Prompt ▸
Find each line holding "this" and copy it out.
* start Task data *
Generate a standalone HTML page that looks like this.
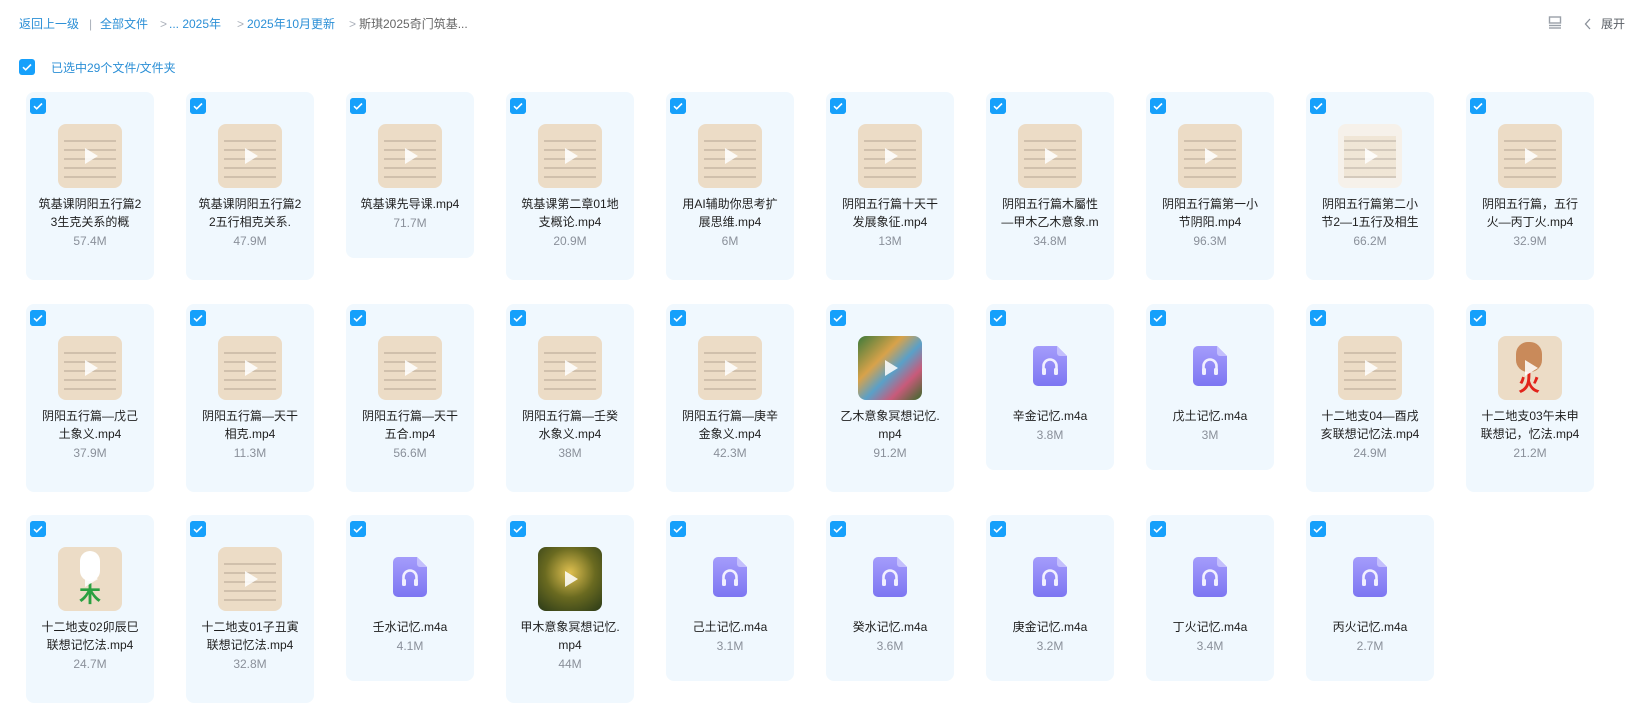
<!DOCTYPE html>
<html><head><meta charset="utf-8">
<style>
*{margin:0;padding:0;box-sizing:border-box}
body{width:1645px;height:724px;background:#fff;font-family:"Liberation Sans","Noto Sans CJK SC",sans-serif;position:relative;overflow:hidden}
.bc{position:absolute;top:16px;left:19px;font-size:12px;line-height:16px;color:#2b8fd6;white-space:nowrap}
.bc span{position:absolute;top:0}
.g{color:#aab0ba}
.sel{position:absolute;left:19px;top:59px;width:16px;height:16px;}
.seltxt{position:absolute;left:51px;top:60px;font-size:12px;line-height:16px;color:#2b8fd6}
.cb{width:16px;height:16px;border-radius:3px;background:#16a0fb;display:block}
.card{position:absolute;width:128px;height:188px;background:#f0f8fe;border-radius:8px;text-align:center}
.card.s{height:166px}
.card .cb{position:absolute;left:4px;top:6px}
.th{position:absolute;left:32px;top:32px;width:64px;height:64px;border-radius:8px;overflow:hidden;background:#ecdcc6}
.th .ln{position:absolute;left:6px;right:6px;top:12px;bottom:10px;background:repeating-linear-gradient(#ecdcc6 0 4px,#b9a996 4px 6px,#ecdcc6 6px 9px);opacity:.55}
.th .pl{position:absolute;left:27px;top:24px;width:0;height:0;border-left:13px solid rgba(255,255,255,.85);border-top:8px solid transparent;border-bottom:8px solid transparent}
.au{position:absolute;left:47px;top:42px}
.t{position:absolute;left:0;right:0;top:103px;font-size:12px;line-height:18px;color:#1e1e1e;white-space:nowrap;overflow:hidden}
.z{font-size:12px;line-height:20px;color:#8a909a}
.tr{position:absolute;top:16px;font-size:12px;line-height:16px;color:#5a5f66}
</style></head><body>
<div class="bc">
<span style="left:0">返回上一级</span>
<span class="g" style="left:70px">|</span>
<span style="left:81px">全部文件</span>
<span class="g" style="left:141px">&gt;</span>
<span style="left:150px">... 2025年</span>
<span class="g" style="left:218px">&gt;</span>
<span style="left:228px">2025年10月更新</span>
<span class="g" style="left:330px">&gt;</span>
<span style="left:340px;color:#666">斯琪2025奇门筑基...</span>
</div>
<svg style="position:absolute;left:1548px;top:16px" width="14" height="13" viewBox="0 0 14 13"><rect x="1.5" y="1" width="11" height="6" fill="none" stroke="#9aa0a8" stroke-width="1.4"/><line x1="1" y1="9.5" x2="13" y2="9.5" stroke="#9aa0a8" stroke-width="1.4"/><line x1="1" y1="12" x2="13" y2="12" stroke="#9aa0a8" stroke-width="1.4"/></svg>
<svg style="position:absolute;left:1584px;top:18px" width="8" height="12" viewBox="0 0 8 12"><path d="M6 1L1.5 6L6 11" fill="none" stroke="#8a9099" stroke-width="1.3"/></svg>
<div class="tr" style="left:1601px">展开</div>

<svg class="sel" viewBox="0 0 16 16"><rect width="16" height="16" rx="3" fill="#16a0fb"/><path d="M4 8.2l2.7 2.6L12 5.5" fill="none" stroke="#fff" stroke-width="1.6"/></svg>
<div class="seltxt">已选中29个文件/文件夹</div>

<div id="g"></div>
<script>
var ck='<svg class="cb" viewBox="0 0 16 16"><rect width="16" height="16" rx="3" fill="#16a0fb"/><path d="M4 8.2l2.7 2.6L12 5.5" fill="none" stroke="#fff" stroke-width="1.6"/></svg>';
var au='<svg class="au" width="34" height="40" viewBox="0 0 34 40"><defs><linearGradient id="pg" x1="0" y1="0" x2="0" y2="1"><stop offset="0" stop-color="#a49cfb"/><stop offset="1" stop-color="#7d76f2"/></linearGradient></defs><path d="M5 0H24L34 10V35A5 5 0 0 1 29 40H5A5 5 0 0 1 0 35V5A5 5 0 0 1 5 0Z" fill="url(#pg)"/><path d="M24 0V7A3 3 0 0 0 27 10H34Z" fill="#c4bffd"/><path d="M10.5 25V20A6.5 6.5 0 0 1 23.5 20V25" fill="none" stroke="#f1efff" stroke-width="2.6"/><rect x="9" y="22" width="4" height="7" rx="1.5" fill="#f1efff"/><rect x="21" y="22" width="4" height="7" rx="1.5" fill="#f1efff"/></svg>';
var bgs={g:'linear-gradient(135deg,#3e7a3a,#d8a24a 35%,#5aa0c8 55%,#c85a7a 75%,#3a6a2a)',j:'radial-gradient(circle at 50% 40%,#e0c050,#6a6a20 50%,#2a3a18)',w:'#f6f1ea'};
var d=[
["筑基课阴阳五行篇2<br>3生克关系的概","57.4M"],["筑基课阴阳五行篇2<br>2五行相克关系.","47.9M"],["筑基课先导课.mp4","71.7M",1],["筑基课第二章01地<br>支概论.mp4","20.9M"],["用AI辅助你思考扩<br>展思维.mp4","6M"],["阴阳五行篇十天干<br>发展象征.mp4","13M"],["阴阳五行篇木屬性<br>—甲木乙木意象.m","34.8M"],["阴阳五行篇第一小<br>节阴阳.mp4","96.3M"],["阴阳五行篇第二小<br>节2—1五行及相生","66.2M",0,'w'],["阴阳五行篇，五行<br>火—丙丁火.mp4","32.9M"],
["阴阳五行篇—戊己<br>土象义.mp4","37.9M"],["阴阳五行篇—天干<br>相克.mp4","11.3M"],["阴阳五行篇—天干<br>五合.mp4","56.6M"],["阴阳五行篇—壬癸<br>水象义.mp4","38M"],["阴阳五行篇—庚辛<br>金象义.mp4","42.3M"],["乙木意象冥想记忆.<br>mp4","91.2M",0,'g'],["辛金记忆.m4a","3.8M",2],["戊土记忆.m4a","3M",2],["十二地支04—酉戌<br>亥联想记忆法.mp4","24.9M"],["十二地支03午未申<br>联想记，忆法.mp4","21.2M",0,'h'],
["十二地支02卯辰巳<br>联想记忆法.mp4","24.7M",0,'r'],["十二地支01子丑寅<br>联想记忆法.mp4","32.8M"],["壬水记忆.m4a","4.1M",2],["甲木意象冥想记忆.<br>mp4","44M",0,'j'],["己土记忆.m4a","3.1M",2],["癸水记忆.m4a","3.6M",2],["庚金记忆.m4a","3.2M",2],["丁火记忆.m4a","3.4M",2],["丙火记忆.m4a","2.7M",2]];
var tops=[92,304,515],h='';
d.forEach(function(c,i){var r=Math.floor(i/10),col=i%10;var short=c[2];
var th;
if(short==2){th=au;}else{
var bg=c[3]&&bgs[c[3]]?bgs[c[3]]:'#ecdcc6';var extra='';
if(c[3]=='h')extra='<div style="position:absolute;left:18px;top:6px;width:26px;height:30px;border-radius:12px;background:#c98a5a"></div><div style="position:absolute;left:20px;top:36px;font-size:22px;line-height:24px;color:#e2231a;font-weight:bold">火</div>';
if(c[3]=='r')extra='<div style="position:absolute;left:22px;top:4px;width:20px;height:30px;border-radius:10px;background:#fff"></div><div style="position:absolute;left:21px;top:36px;font-size:22px;line-height:24px;color:#2aa040;font-weight:bold">木</div>';
var ln=(c[3]=='g'||c[3]=='j'||c[3]=='h'||c[3]=='r')?'':'<div class="ln"></div>';
th='<div class="th" style="background:'+bg+'">'+ln+extra+'<div class="pl"></div></div>';}
h+='<div class="card'+(short?' s':'')+'" style="left:'+(26+160*col)+'px;top:'+tops[r]+'px">'+ck+th+'<div class="t">'+c[0]+'<div class="z">'+c[1]+'</div></div></div>';});
document.getElementById('g').innerHTML=h;
</script>
</body></html>
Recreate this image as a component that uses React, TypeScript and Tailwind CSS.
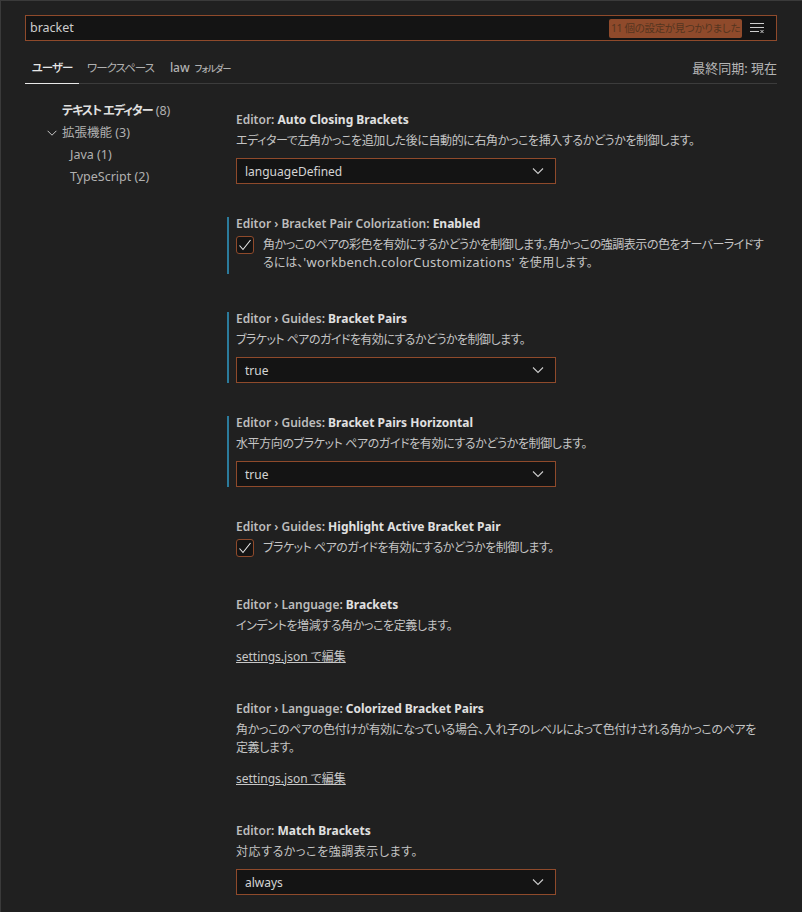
import React from "react";

const font = { fontFamily: '"Noto Sans", "Noto Sans CJK JP", sans-serif' };

function Chevron({ className }: { className: string }) {
  return (
    <svg viewBox="0 0 16 16" className={className} fill="none" stroke="#cccccc" strokeWidth="1.1">
      <path d="M3 5.5 L8 10.5 L13 5.5" />
    </svg>
  );
}

function Title({ pre, bold }: { pre: string; bold: string }) {
  return (
    <div className="h-[18px] leading-[20px] text-[12px] font-semibold text-[#bdbdbd] whitespace-nowrap">
      {pre}
      <span className="text-[#e0e0e0] font-bold">{bold}</span>
    </div>
  );
}

function Select({ value }: { value: string }) {
  return (
    <div className="mt-[8px] h-[26px] w-[320px] bg-[#141414] border border-[#8f4a2b] flex items-center justify-between pl-2 pr-[9px] text-[12px] leading-[20px] text-[#d4d4d4]">
      <span className="pt-px">{value}</span>
      <Chevron className="w-4 h-4" />
    </div>
  );
}

function Check({ text }: { text: React.ReactNode }) {
  return (
    <div className="flex items-start mt-[4px]">
      <div className="w-[18px] h-[18px] shrink-0 rounded-[3px] bg-[#141414] border border-[#8f4a2b] flex items-center justify-center">
        <svg viewBox="0 0 16 16" className="w-4 h-4" fill="none" stroke="#e8e8e8" strokeWidth="1.1">
          <path d="M2.5 8.5 L6 12.5 L13.5 3" />
        </svg>
      </div>
      <div className="ml-[9px] text-[12px] leading-[18px] text-[#c4c4c4] w-[510px] tracking-[-0.5px] [font-feature-settings:'palt']">{text}</div>
    </div>
  );
}

function Desc({ children }: { children: React.ReactNode }) {
  return <div className="mt-[4px] text-[12px] leading-[18px] text-[#c4c4c4] w-[530px] tracking-[-0.4px] [font-feature-settings:'palt']">{children}</div>;
}

function Link() {
  return <div className="mt-[13px] h-[18px] leading-[18px] text-[12px] text-[#c8c8c8] underline [font-feature-settings:'palt']">settings.json で編集</div>;
}

function Item({ top, modified, bar, children }: { top: number; modified?: boolean; bar?: number; children: React.ReactNode }) {
  return (
    <div className="relative" style={{ marginTop: top }}>
      {modified && <span className="absolute left-[-9px] top-[3px] w-[2px] bg-[#2b7b9c]" style={{ height: bar }} />}
      {children}
    </div>
  );
}

export default function App() {
  return (
    <div style={font} className="w-[802px] h-[912px] overflow-hidden bg-[#202020] border-t border-l border-[#3a3a3a] text-[13px]">
      <div className="ml-[24px] mt-[14px] w-[752px] h-[26px] bg-[#141414] border border-[#8f4a2b] flex items-center pl-1 pr-[11px]">
        <span className="text-[12.5px] text-[#cccccc] flex-1 pt-px">bracket</span>
        <span className="h-[19px] w-[133px] bg-[#8f4a2b] rounded-[2px] text-[10.5px] leading-[19px] text-[#55351f] text-center whitespace-nowrap tracking-[-0.35px] [font-feature-settings:'palt']">11 個の設定が見つかりました</span>
        <svg viewBox="0 0 16 16" className="w-4 h-4 ml-[7px]" fill="none" stroke="#cccccc">
          <path d="M1 3.5H15M1 7.5H15M1 11.5H10" />
          <path d="M11.5 10 L14.5 13 M14.5 10 L11.5 13" strokeWidth="1" />
        </svg>
      </div>
      <div className="ml-[24px] w-[752px] h-[42px] mt-[1px] flex border-b border-[#3c3c3c] relative [font-feature-settings:'palt']">
        <div className="mt-[16px] w-[54px] h-[26px] -mb-px border-b border-[#e8e8e8] text-[11.5px] font-medium text-[#e7e7e7] text-center leading-[20px] tracking-[-1px]">ユーザー</div>
        <div className="mt-[16px] ml-[8px] text-[11.5px] text-[#b0b0b0] leading-[20px] tracking-[-1px]">ワークスペース</div>
        <div className="mt-[16px] ml-[16px] text-[12px] text-[#b0b0b0] leading-[20px] font-medium">law<span className="ml-[5px] text-[9px] tracking-[-0.8px]">フォルダー</span></div>
        <div className="mt-[16px] ml-auto text-[13px] text-[#b4b4b4] leading-[20px]">最終同期: 現在</div>
      </div>
      <div className="flex">
        <div className="w-[235px] shrink-0 pt-[16px] text-[12.5px] leading-[22px] text-[#b0b0b0] [font-feature-settings:'palt']">
          <div className="ml-[61px]"><span className="font-bold text-[#e0e0e0] tracking-[-1px] text-[12px]">テキスト エディター</span> (8)</div>
          <div className="flex items-center ml-[44px]"><Chevron className="w-[14px] h-[14px] mr-[3px]" />拡張機能 (3)</div>
          <div className="ml-[69px]">Java (1)</div>
          <div className="ml-[69px]">TypeScript (2)</div>
        </div>
        <div className="flex-1">
          <Item top={26}>
            <Title pre="Editor: " bold="Auto Closing Brackets" />
            <Desc>エディターで左角かっこを追加した後に自動的に右角かっこを挿入するかどうかを制御します。</Desc>
            <Select value="languageDefined" />
          </Item>
          <Item top={30} modified bar={57}>
            <Title pre="Editor › Bracket Pair Colorization: " bold="Enabled" />
            <Check text={<>角かっこのペアの彩色を有効にするかどうかを制御します。角かっこの強調表示の色をオーバーライドす<br /><span className="tracking-normal">るには、</span><span className="text-[13px] leading-none tracking-[0.3px]">'workbench.colorCustomizations'</span><span className="tracking-[0.4px]"> を使用します。</span></>} />
          </Item>
          <Item top={37} modified bar={71}>
            <Title pre="Editor › Guides: " bold="Bracket Pairs" />
            <Desc><span className="tracking-[-0.55px]">ブラケット ペアのガイドを有効にするかどうかを制御します。</span></Desc>
            <Select value="true" />
          </Item>
          <Item top={30} modified bar={71}>
            <Title pre="Editor › Guides: " bold="Bracket Pairs Horizontal" />
            <Desc>水平方向のブラケット ペアのガイドを有効にするかどうかを制御します。</Desc>
            <Select value="true" />
          </Item>
          <Item top={30}>
            <Title pre="Editor › Guides: " bold="Highlight Active Bracket Pair" />
            <Check text="ブラケット ペアのガイドを有効にするかどうかを制御します。" />
          </Item>
          <Item top={38}>
            <Title pre="Editor › Language: " bold="Brackets" />
            <Desc>インデントを増減する角かっこを定義します。</Desc>
            <Link />
          </Item>
          <Item top={33}>
            <Title pre="Editor › Language: " bold="Colorized Bracket Pairs" />
            <Desc>角かっこのペアの色付けが有効になっている場合、入れ子のレベルによって色付けされる角かっこのペアを<br />定義します。</Desc>
            <Link />
          </Item>
          <Item top={33}>
            <Title pre="Editor: " bold="Match Brackets" />
            <Desc><span className="tracking-[0.55px]">対応するかっこを強調表示します。</span></Desc>
            <Select value="always" />
          </Item>
        </div>
      </div>
    </div>
  );
}
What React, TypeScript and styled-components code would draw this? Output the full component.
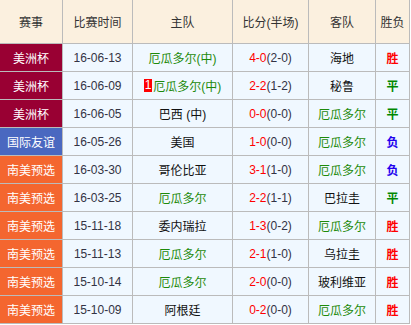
* end Task data *
Solution below ▸
Generate a standalone HTML page that looks like this.
Recreate this image as a component that uses React, TypeScript and Tailwind CSS.
What React, TypeScript and styled-components code would draw this? Output the full component.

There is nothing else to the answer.